Impact of the Release on Eisert's Claim
The court examined the implications of the release signed by Eisert, determining that it did not bar his claim to an interest in the property. The court acknowledged that Eisert received $1,000 as part of the proceedings and executed a release that stated he discharged the defendants from all obligations concerning prior agreements. However, it clarified that this release pertained only to claims arising from the transactions explicitly referenced in the receipt, which did not include his interest in the property. The court emphasized that the language of the release was specific and limited, indicating that it was intended to address liabilities and obligations related to the financial transactions, not the real estate interest itself. This distinction was critical in establishing that Eisert retained the right to pursue his claim regarding the property, despite having signed the release. The court's analysis reinforced the notion that a release must be interpreted in light of its language and context, ensuring that it does not unintentionally extinguish rights that were not explicitly waived. As such, the court found no merit in the argument that Eisert's claim was barred by the release, allowing him to maintain his interest in the property alongside the other creditors.
Trust Relationship Established Among Creditors
The court highlighted the importance of the agreements made among the creditors, which created a trust relationship concerning the property in question. It noted that the creditors had reached a consensus to act collectively in enforcing their claims against Gilbert, thus establishing a framework for sharing any proceeds derived from the property. This collaborative approach emphasized the mutual understanding among the creditors that they all had an equal stake in the outcomes of their collective efforts. The court recognized that the agreements included provisions for pro rata distribution of any amounts realized from the property, further solidifying the trust established among the creditors. It pointed out that the assignment of the $18,000 mortgage to Busey, who acted as a trustee for the creditors, was a clear manifestation of their intent to protect their interests collectively. The court indicated that Bowen's role as a trustee was not merely a formality but an obligation rooted in the agreements among creditors, which mandated that any proceeds from the property's sale be managed for their benefit. This trust relationship was pivotal in ensuring that all creditors, including Eisert, could seek relief in accordance with their respective claims against Gilbert. The court's reasoning underscored the legal principle that a trustee must act in the best interests of those to whom they owe fiduciary duties, reinforcing the creditors' rights to the proceeds of the sale.

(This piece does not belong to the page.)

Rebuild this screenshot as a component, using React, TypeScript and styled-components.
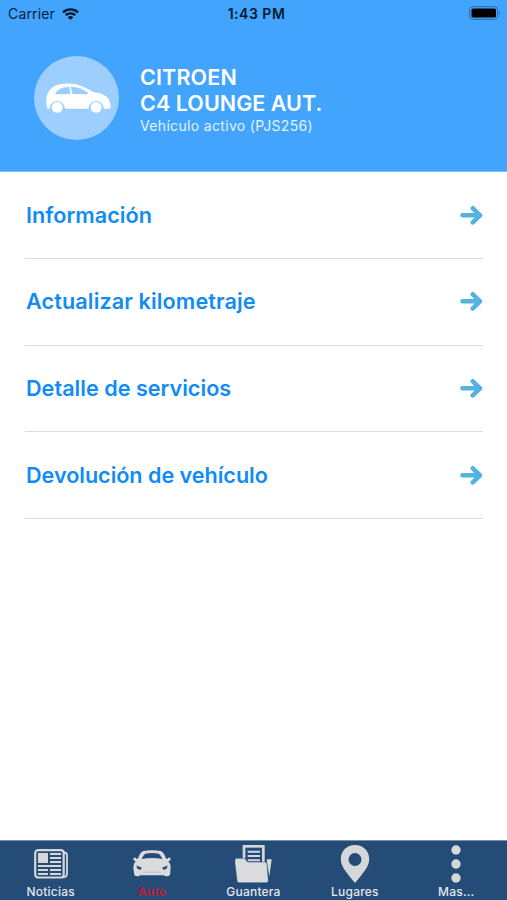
import React from "react";
import styled, { createGlobalStyle } from "styled-components";

const GlobalStyle = createGlobalStyle`
  *, *::before, *::after { box-sizing: border-box; }
  html, body, #root { margin: 0; height: 100%; }
  body { font-family: Inter, "Liberation Sans", sans-serif; background: #fff; overflow: hidden; }
  svg { display: block; flex: none; }
`;

const Screen = styled.div`
  display: flex;
  flex-direction: column;
  width: 507px;
  height: 900px;
  background: #fff;
`;

const Header = styled.header`
  height: 172px;
  flex: none;
  background: #42a4fd;
  border-bottom: 1px solid #7dc0fb;
`;

const StatusBar = styled.div`
  display: grid;
  grid-template-columns: 1fr auto 1fr;
  align-items: center;
  height: 28px;
  padding: 0 6px 1px 8px;
  color: #05213a;
  font-size: 14px;
`;

const Carrier = styled.div`
  display: flex;
  align-items: center;
  gap: 7px;
  letter-spacing: 0.15px;
`;

const Clock = styled.div`
  color: #041a2e;
  font-weight: 600;
  padding-left: 4px;
  letter-spacing: 0.5px;
`;

const Battery = styled.div`
  justify-self: end;
  padding-bottom: 1px;
`;

const Vehicle = styled.div`
  display: flex;
  align-items: center;
  height: 140px;
  padding-left: 34px;
  gap: 21px;
`;

const Avatar = styled.div`
  display: grid;
  place-items: center;
  width: 85px;
  height: 84px;
  border-radius: 50%;
  background: #9ccffe;
  padding: 0 0 1px 4px;
`;

const VehicleText = styled.div`
  color: #fff;
  padding-top: 2px;
`;

const VehicleName = styled.h1<{ $tracking: number }>`
  margin: 0;
  font-size: 21.5px;
  line-height: 26.5px;
  font-weight: 600;
  white-space: nowrap;
  letter-spacing: ${(p) => p.$tracking}px;
`;

const VehicleStatus = styled.p`
  margin: 0;
  color: #e4f2ff;
  font-size: 14px;
  line-height: 18px;
  letter-spacing: 0.33px;
`;

const Menu = styled.nav`
  flex: 1;
  padding: 0 24px 0 25px;
`;

const MenuRow = styled.a<{ $tracking: number }>`
  display: flex;
  align-items: center;
  justify-content: space-between;
  height: 86.8px;
  padding: 0 0 0.5px 1px;
  border-bottom: 1px solid #dedede;
  color: #118bf5;
  font-size: 21.6px;
  font-weight: 600;
  white-space: nowrap;
  letter-spacing: ${(p) => p.$tracking}px;
`;

const TabBar = styled.footer`
  display: grid;
  grid-template-columns: repeat(5, 1fr);
  height: 60px;
  flex: none;
  background: #244c77;
  border-top: 1px solid #7893ad;
`;

const Tab = styled.div<{ $active?: boolean }>`
  display: flex;
  flex-direction: column;
  align-items: center;
  color: ${(p) => (p.$active ? "#c01c35" : "#e3e8ee")};
  font-size: 12px;
  font-weight: ${(p) => (p.$active ? 600 : 500)};
  line-height: 14px;
  letter-spacing: 0.2px;
`;

const TabIcon = styled.div`
  display: grid;
  place-items: center;
  height: 44px;
  padding-top: 1px;
`;

const WifiIcon = () => (
  <svg width="17" height="12" viewBox="0 0 17 12" fill="none" stroke="#04192d" strokeWidth="2.3">
    <path d="M1 4.3a11 11 0 0 1 15 0M3.7 7.2a7 7 0 0 1 9.6 0" />
    <path d="M5.7 9.2a4.2 4.2 0 0 1 5.6 0L8.5 12z" fill="#04192d" stroke="none" />
  </svg>
);

const BatteryIcon = () => (
  <svg width="32" height="14" viewBox="0 0 32 14">
    <rect x=".7" y=".7" width="28" height="12.6" rx="3" fill="none" stroke="#246aa8" />
    <rect x="2.5" y="2.5" width="24.5" height="9" rx="1.5" fill="#000" />
    <path d="M30 5v4q2-2 0-4" fill="#246aa8" />
  </svg>
);

const CompactCarIcon = () => (
  <svg width="65" height="30" viewBox="79 111 194 90">
    <path
      fill="#fff"
      d="M83 188q-7-20-1-42q10-28 41-32q35-4 62 6q17 7 35 18q28 3 41 15q10 9 12 30q-1 5-5 5h-16a23 23 0 0 0-46 0h-71a23 23 0 0 0-46 0z"
    />
    <g fill="#9ccffe">
      <path d="M106 144q6-19 42-22l4 22-37 1q-6 0-9-1M153 122q29 0 52 18 0 5-7 5l-40-1z" />
    </g>
    <g fill="#fff">
      <circle cx="112" cy="184" r="16.5" />
      <circle cx="229" cy="184" r="16.5" />
    </g>
  </svg>
);

const ArrowIcon = () => (
  <svg width="23" height="20" viewBox="0 0 23 20" fill="none" stroke="#53b4df" strokeWidth="4.6" strokeLinecap="round" strokeLinejoin="round">
    <path d="M2.5 10.3h17.5M12.8 3.3l7.2 7-7.2 7" />
  </svg>
);

const NewsIcon = () => (
  <svg width="34" height="30" viewBox="0 0 34 30" fill="none" stroke="#d5d7d9">
    <rect x="1.2" y="1.2" width="28.5" height="27.3" rx="3" strokeWidth="2.2" />
    <path d="M30 3.5q3 0 3 3v18q0 4-5 4" strokeWidth="1.8" />
    <path fill="#d5d7d9" stroke="none" d="M4 4h10v10H4z" />
    <path strokeWidth="2.2" d="M16 5h11M16 9h11M16 13h11M4 17h23M4 21h10M16 21h11M4 25h10M16 25h11" />
  </svg>
);

const FrontCarIcon = () => (
  <svg width="38" height="27" viewBox="71 59 116 82">
    <path
      fill="#d9dbdd"
      d="M87 83Q93 66 102 62Q129 57 156 62Q165 66 171 83L175 87Q178 81 183 82Q188 85 185 90L179 93Q186 100 186 112L184 134Q180 139 174 139Q167 139 166 136H93Q91 139 84 139Q77 139 75 134L72 112Q72 100 79 93L73 90Q70 85 75 82Q80 81 83 87Z"
    />
    <path fill="#244c77" d="M97 86Q103 74 108 70Q129 66 150 70Q155 74 161 86Q129 81 97 86M81 106L97 112L96 119L85 117ZM177 106L161 112L162 119L173 117Z" />
    <path stroke="#b4bcc5" strokeWidth="2" fill="none" d="M100 127H158" />
  </svg>
);

const FolderIcon = () => (
  <svg width="37" height="38" viewBox="77 44 111 114">
    <path fill="#d5d7d9" d="M100 44h66v54h-66z" />
    <path fill="#244c77" d="M108 52h50v45h-50z" />
    <path stroke="#d5d7d9" strokeWidth="6" d="M115 64h37M115 77h37M115 90h37" />
    <path fill="#d9dbdd" stroke="#244c77" strokeWidth="1.5" d="M81 84h24l10 11h52q6 0 6 6l4 50q0 6-6 6H89q-6 0-6-6l-7-59q0-6 5-8" />
    <path fill="#d9dbdd" d="M172 87h15l-7 52z" />
  </svg>
);

const PinIcon = () => (
  <svg width="30" height="38" viewBox="0 0 30 38">
    <path fill="#d5d7d9" fillRule="evenodd" d="M15 0C6.5 0 .8 6.3.8 14 .8 22 7 28 15 38 23 28 29.2 22 29.2 14 29.2 6.3 23.5 0 15 0M15 8a6.5 6.5 0 1 1 0 13 6.5 6.5 0 0 1 0-13" />
  </svg>
);

const MoreIcon = () => (
  <svg width="10" height="38" viewBox="0 0 10 38" fill="#d5d7d9">
    <circle cx="5" cy="5" r="4.7" />
    <circle cx="5" cy="19" r="4.7" />
    <circle cx="5" cy="33" r="4.7" />
  </svg>
);

const menuItems = [
  { label: "Información", tracking: 0.05 },
  { label: "Actualizar kilometraje", tracking: 0.13 },
  { label: "Detalle de servicios", tracking: 0.02 },
  { label: "Devolución de vehículo", tracking: -0.03 },
];

const tabs = [
  { label: "Noticias", icon: <NewsIcon /> },
  { label: "Auto", icon: <FrontCarIcon />, active: true },
  { label: "Guantera", icon: <FolderIcon /> },
  { label: "Lugares", icon: <PinIcon /> },
  { label: "Mas...", icon: <MoreIcon /> },
];

export default function App() {
  return (
    <>
      <GlobalStyle />
      <Screen>
        <Header>
          <StatusBar>
            <Carrier>
              Carrier
              <WifiIcon />
            </Carrier>
            <Clock>1:43 PM</Clock>
            <Battery>
              <BatteryIcon />
            </Battery>
          </StatusBar>
          <Vehicle>
            <Avatar>
              <CompactCarIcon />
            </Avatar>
            <VehicleText>
              <VehicleName $tracking={0.15}>CITROEN</VehicleName>
              <VehicleName $tracking={0.05}>C4 LOUNGE AUT.</VehicleName>
              <VehicleStatus>Vehículo activo (PJS256)</VehicleStatus>
            </VehicleText>
          </Vehicle>
        </Header>
        <Menu>
          {menuItems.map((item) => (
            <MenuRow key={item.label} $tracking={item.tracking}>
              {item.label}
              <ArrowIcon />
            </MenuRow>
          ))}
        </Menu>
        <TabBar>
          {tabs.map((tab) => (
            <Tab key={tab.label} $active={tab.active}>
              <TabIcon>{tab.icon}</TabIcon>
              {tab.label}
            </Tab>
          ))}
        </TabBar>
      </Screen>
    </>
  );
}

Conclusion on Financial Obligations
In concluding its reasoning, the court determined that no additional accounting was necessary regarding Bowen's management of the property and the proceeds from the sale. It recognized that all outstanding financial questions had already been settled in the earlier agreements and releases executed by the parties involved. The court found that Bowen had effectively accounted for the rents collected and expenses incurred while managing the property as trustee, thus fulfilling his obligations to the creditors. It also noted that the surplus from the foreclosure sale had been appropriately distributed according to the agreements among the creditors, which included Eisert. The court's focus was on ensuring that Bowen, as a trustee, would be reimbursed for the total amount he paid to acquire the property, reflecting his rightful expenses. This decision reinforced the principle that a trustee is entitled to be reimbursed for all expenditures made in the course of fulfilling their fiduciary duties. By modifying the judgment to require Eisert to pay Bowen a proportionate amount of the total purchase price, the court aligned the financial obligations with the established trust framework. The court ultimately affirmed the modified judgment, ensuring that all creditors' interests were protected while maintaining Bowen's rights as a trustee.